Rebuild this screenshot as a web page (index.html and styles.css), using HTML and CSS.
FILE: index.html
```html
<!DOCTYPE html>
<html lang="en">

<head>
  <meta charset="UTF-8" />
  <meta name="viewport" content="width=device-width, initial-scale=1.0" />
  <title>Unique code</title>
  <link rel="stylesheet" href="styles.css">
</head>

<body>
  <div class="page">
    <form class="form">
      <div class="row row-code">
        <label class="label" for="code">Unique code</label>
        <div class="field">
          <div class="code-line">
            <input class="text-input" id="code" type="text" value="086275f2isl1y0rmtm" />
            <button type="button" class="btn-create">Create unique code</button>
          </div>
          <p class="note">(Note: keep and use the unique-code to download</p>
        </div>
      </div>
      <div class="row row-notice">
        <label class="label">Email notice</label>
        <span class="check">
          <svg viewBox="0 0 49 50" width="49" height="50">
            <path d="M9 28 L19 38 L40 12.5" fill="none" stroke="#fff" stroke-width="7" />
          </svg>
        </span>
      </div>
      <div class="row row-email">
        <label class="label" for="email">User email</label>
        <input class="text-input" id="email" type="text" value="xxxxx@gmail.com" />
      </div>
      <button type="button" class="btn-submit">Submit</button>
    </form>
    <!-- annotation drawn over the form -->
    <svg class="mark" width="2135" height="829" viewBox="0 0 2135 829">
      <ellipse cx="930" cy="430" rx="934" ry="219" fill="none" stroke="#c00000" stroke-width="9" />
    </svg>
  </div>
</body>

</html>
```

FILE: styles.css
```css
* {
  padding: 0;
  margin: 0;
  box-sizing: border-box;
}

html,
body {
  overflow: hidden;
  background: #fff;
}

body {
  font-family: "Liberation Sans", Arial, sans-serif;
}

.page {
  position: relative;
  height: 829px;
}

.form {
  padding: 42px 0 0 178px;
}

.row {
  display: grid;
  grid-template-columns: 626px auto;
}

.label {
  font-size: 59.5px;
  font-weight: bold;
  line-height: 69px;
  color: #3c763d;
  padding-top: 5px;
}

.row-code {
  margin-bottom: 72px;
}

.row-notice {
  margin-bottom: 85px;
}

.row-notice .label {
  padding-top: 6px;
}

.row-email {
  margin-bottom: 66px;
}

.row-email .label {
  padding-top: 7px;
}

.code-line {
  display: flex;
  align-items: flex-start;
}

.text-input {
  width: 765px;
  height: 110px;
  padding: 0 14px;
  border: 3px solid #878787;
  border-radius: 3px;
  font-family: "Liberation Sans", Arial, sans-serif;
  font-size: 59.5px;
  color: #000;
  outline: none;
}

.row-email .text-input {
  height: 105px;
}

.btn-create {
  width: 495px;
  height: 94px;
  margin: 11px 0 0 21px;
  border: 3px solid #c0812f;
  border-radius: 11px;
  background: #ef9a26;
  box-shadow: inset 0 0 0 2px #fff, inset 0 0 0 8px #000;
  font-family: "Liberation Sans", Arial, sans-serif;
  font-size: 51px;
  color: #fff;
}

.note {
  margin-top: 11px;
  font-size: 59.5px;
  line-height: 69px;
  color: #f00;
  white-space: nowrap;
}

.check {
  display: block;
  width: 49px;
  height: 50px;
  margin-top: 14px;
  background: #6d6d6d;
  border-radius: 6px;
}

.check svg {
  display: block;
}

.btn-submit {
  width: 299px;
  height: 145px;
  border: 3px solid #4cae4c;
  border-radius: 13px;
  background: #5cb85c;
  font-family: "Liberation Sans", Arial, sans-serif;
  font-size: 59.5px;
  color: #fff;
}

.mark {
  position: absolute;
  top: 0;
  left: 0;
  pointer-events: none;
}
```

***

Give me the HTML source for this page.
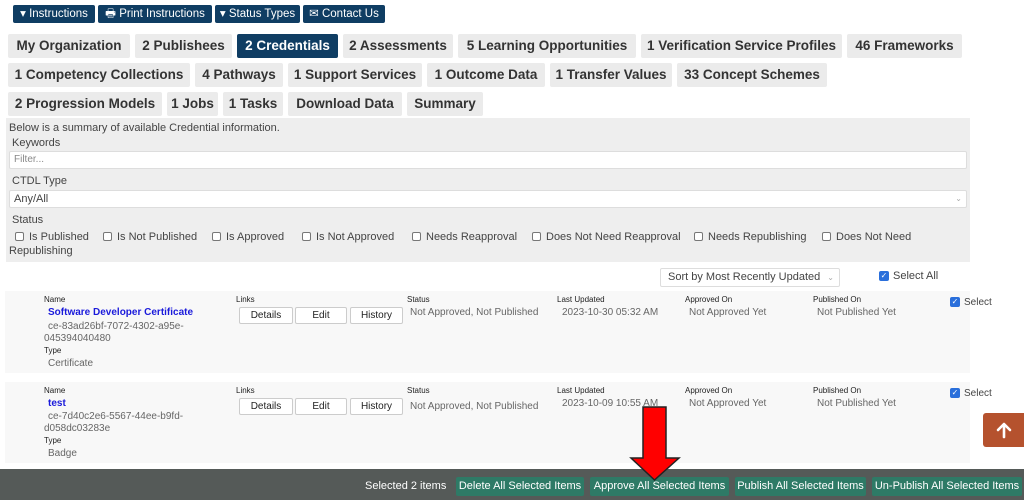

***

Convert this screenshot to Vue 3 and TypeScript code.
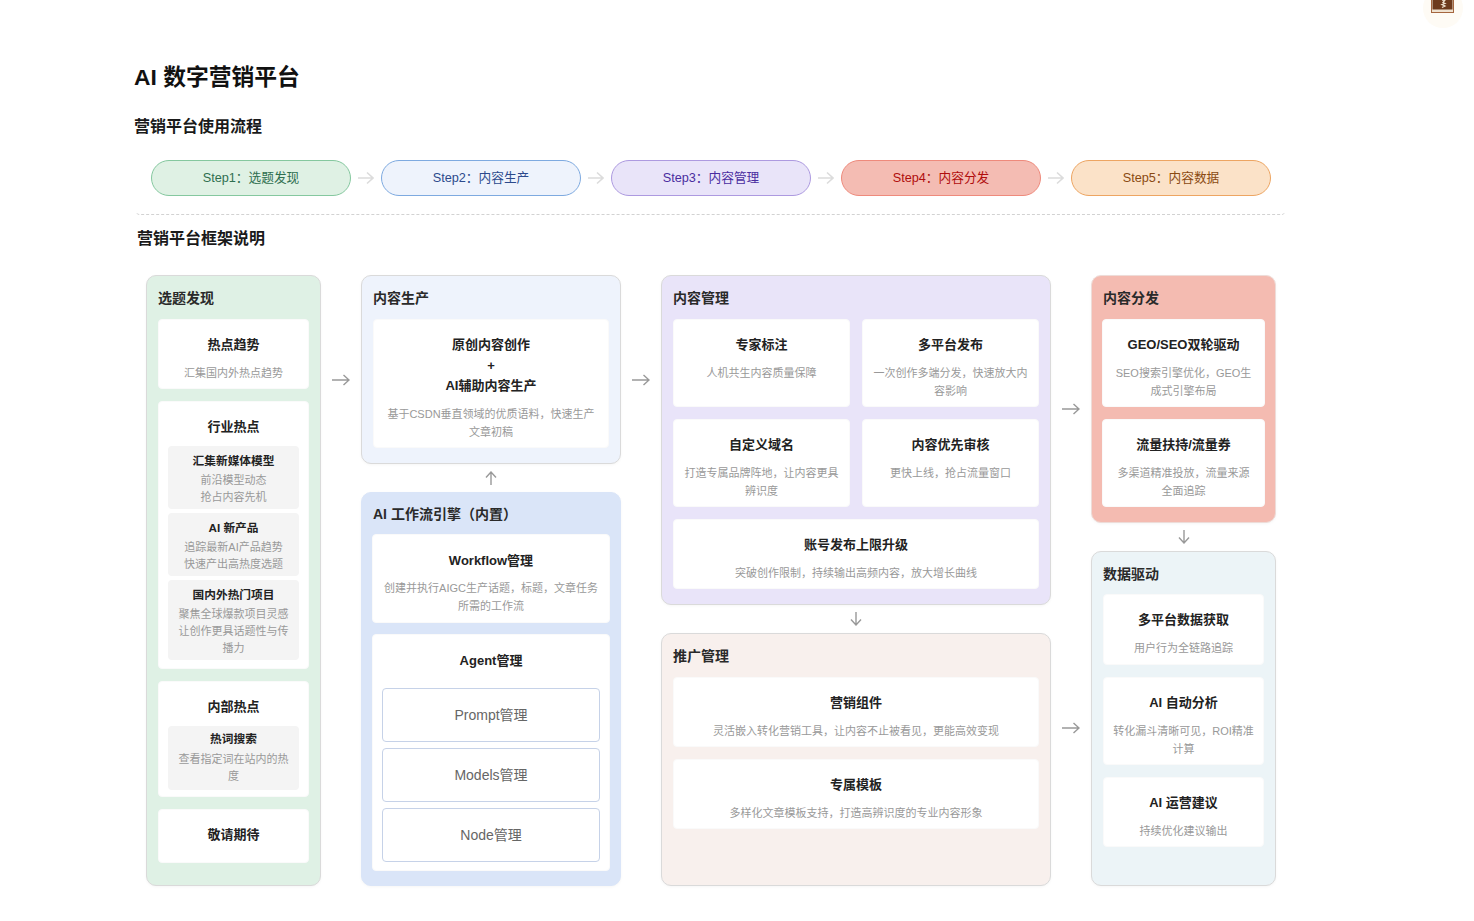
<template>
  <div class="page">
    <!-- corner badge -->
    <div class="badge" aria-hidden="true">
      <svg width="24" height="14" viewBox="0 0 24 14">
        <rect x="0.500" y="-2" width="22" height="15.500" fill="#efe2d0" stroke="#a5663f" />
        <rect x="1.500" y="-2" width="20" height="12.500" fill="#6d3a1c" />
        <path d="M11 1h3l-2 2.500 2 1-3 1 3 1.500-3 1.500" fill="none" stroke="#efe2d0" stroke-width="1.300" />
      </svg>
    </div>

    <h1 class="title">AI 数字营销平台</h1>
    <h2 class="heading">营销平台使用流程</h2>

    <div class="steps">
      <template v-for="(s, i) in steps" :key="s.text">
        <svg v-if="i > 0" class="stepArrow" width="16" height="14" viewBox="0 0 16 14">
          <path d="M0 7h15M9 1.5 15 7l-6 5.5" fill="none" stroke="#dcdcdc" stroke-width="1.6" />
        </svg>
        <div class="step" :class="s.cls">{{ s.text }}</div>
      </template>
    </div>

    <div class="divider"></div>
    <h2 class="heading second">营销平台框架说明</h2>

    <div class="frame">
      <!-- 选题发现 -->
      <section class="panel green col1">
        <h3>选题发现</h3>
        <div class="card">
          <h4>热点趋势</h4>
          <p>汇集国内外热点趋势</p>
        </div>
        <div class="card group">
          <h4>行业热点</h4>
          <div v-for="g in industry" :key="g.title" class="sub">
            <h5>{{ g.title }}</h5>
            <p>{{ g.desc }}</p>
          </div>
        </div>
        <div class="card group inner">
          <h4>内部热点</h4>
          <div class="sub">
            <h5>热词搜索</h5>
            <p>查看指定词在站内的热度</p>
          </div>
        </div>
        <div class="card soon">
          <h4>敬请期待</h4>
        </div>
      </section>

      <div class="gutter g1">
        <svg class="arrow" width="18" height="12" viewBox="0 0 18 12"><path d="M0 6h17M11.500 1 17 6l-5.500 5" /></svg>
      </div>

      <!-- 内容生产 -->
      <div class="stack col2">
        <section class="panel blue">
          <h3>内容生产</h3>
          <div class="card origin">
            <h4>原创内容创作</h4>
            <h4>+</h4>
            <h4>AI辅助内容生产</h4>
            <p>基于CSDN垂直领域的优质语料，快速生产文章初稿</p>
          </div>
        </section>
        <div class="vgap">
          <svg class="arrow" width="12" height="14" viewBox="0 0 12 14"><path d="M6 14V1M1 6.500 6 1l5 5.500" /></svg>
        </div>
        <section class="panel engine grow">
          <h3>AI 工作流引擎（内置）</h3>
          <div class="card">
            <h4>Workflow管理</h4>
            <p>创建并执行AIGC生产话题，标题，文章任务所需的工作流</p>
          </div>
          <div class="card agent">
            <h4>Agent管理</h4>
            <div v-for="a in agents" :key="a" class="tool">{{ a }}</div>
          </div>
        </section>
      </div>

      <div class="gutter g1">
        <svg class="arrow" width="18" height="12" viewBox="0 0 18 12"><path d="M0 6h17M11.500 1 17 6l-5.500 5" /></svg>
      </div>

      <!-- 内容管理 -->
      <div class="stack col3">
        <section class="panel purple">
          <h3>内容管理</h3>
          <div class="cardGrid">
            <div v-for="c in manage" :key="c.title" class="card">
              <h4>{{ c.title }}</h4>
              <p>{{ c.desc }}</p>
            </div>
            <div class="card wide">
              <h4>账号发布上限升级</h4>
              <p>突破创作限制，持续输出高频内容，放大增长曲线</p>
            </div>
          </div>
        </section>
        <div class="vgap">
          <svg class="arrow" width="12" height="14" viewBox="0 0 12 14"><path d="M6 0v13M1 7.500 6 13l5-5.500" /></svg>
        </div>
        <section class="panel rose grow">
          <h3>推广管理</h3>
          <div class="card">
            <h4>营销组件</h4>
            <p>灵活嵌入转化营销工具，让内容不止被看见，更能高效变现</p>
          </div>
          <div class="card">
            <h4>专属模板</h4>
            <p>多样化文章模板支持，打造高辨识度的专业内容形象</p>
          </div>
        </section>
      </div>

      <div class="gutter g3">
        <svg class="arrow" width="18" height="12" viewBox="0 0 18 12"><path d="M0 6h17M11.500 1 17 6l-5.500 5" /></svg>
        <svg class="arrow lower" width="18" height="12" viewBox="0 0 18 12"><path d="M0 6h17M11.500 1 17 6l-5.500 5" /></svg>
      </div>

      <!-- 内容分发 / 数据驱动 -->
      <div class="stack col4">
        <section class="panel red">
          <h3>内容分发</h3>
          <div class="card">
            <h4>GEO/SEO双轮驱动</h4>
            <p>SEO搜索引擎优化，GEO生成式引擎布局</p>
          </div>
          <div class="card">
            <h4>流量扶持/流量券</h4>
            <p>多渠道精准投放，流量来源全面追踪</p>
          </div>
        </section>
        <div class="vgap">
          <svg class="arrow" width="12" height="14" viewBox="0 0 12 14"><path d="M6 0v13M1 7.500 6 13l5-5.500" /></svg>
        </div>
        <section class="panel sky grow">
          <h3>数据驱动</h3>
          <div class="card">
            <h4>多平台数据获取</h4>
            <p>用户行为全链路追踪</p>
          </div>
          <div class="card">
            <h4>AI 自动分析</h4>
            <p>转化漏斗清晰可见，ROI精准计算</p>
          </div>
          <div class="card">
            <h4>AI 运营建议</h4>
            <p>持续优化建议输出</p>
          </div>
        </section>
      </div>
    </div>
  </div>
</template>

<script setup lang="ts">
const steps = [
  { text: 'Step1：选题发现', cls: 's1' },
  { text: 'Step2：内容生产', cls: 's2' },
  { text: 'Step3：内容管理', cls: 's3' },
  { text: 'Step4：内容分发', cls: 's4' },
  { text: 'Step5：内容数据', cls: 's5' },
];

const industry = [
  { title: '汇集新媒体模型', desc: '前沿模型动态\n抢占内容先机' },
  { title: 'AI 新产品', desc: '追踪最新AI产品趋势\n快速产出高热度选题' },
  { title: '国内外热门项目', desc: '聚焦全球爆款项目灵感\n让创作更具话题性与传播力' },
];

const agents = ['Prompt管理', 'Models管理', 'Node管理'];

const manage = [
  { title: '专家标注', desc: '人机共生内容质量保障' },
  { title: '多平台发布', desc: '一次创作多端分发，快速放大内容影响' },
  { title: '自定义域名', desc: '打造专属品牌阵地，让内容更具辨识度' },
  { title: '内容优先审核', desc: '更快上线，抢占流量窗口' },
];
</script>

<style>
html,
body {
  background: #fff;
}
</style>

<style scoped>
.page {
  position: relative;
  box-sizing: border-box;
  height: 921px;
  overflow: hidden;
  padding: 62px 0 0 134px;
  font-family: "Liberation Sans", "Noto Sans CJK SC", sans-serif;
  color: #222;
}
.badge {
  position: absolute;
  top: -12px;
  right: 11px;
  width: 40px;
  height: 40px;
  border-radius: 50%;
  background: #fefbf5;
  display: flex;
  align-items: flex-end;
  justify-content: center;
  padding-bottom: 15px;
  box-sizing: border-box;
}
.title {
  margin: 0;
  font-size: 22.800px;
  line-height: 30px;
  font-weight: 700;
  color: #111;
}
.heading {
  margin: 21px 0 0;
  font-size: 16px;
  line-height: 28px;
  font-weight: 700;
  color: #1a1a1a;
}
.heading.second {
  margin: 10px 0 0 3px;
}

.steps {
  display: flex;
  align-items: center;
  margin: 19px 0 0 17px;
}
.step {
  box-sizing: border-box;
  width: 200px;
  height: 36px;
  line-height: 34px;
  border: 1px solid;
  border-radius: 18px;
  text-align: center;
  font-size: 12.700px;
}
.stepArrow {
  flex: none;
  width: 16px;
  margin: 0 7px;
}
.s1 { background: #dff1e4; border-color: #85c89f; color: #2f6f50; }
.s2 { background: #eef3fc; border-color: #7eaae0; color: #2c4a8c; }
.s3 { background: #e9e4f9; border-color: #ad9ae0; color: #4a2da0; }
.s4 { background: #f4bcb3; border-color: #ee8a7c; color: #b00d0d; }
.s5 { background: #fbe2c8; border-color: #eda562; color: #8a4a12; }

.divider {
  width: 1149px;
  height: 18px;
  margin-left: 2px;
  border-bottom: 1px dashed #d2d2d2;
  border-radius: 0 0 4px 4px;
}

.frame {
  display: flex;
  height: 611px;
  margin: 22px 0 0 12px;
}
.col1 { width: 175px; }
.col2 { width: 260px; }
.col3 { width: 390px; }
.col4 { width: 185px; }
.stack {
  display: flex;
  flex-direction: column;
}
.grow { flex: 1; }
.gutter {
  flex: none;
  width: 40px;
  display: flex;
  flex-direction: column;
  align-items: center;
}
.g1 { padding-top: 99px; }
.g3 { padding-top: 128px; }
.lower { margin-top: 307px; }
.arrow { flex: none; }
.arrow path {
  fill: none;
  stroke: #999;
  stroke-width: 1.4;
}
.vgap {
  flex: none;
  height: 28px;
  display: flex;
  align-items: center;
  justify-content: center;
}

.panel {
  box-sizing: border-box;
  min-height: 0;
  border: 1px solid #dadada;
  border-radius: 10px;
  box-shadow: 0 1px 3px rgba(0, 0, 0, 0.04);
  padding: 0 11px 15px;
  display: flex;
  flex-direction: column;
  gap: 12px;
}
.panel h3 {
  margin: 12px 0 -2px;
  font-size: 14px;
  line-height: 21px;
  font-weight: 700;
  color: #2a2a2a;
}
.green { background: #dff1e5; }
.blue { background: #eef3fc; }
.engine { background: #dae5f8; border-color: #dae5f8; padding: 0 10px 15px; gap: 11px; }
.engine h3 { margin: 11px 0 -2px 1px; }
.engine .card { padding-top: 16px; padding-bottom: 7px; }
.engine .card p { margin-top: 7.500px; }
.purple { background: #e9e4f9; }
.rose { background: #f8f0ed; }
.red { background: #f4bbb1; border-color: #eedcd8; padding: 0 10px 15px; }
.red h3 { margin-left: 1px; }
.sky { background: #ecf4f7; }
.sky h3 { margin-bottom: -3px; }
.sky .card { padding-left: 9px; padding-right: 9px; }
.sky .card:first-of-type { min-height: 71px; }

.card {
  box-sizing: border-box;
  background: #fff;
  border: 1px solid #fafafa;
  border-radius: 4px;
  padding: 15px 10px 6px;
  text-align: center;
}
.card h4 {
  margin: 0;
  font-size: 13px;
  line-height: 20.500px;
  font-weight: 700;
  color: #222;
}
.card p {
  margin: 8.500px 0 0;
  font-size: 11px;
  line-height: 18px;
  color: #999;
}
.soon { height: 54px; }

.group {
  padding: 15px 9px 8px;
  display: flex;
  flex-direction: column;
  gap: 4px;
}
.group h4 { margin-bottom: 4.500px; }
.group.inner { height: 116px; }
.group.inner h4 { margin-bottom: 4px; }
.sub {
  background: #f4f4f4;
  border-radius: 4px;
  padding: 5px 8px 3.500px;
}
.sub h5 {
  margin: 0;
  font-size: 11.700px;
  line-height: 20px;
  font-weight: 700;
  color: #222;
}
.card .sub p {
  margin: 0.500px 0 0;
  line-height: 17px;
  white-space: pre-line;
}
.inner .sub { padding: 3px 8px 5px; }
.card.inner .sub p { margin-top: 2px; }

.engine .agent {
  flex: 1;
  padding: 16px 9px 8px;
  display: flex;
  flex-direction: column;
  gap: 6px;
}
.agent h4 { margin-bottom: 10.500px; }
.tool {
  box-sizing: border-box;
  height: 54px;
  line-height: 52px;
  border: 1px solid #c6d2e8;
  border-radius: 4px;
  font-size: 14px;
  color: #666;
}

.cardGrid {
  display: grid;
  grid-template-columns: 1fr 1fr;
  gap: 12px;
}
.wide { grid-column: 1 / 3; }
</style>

***

## INSTRUCTIONS FOR THE TASK
Report how many lines hold the string "screenshot", giving the number and nothing else.

## OUTPUT FOR THIS EXERCISE
2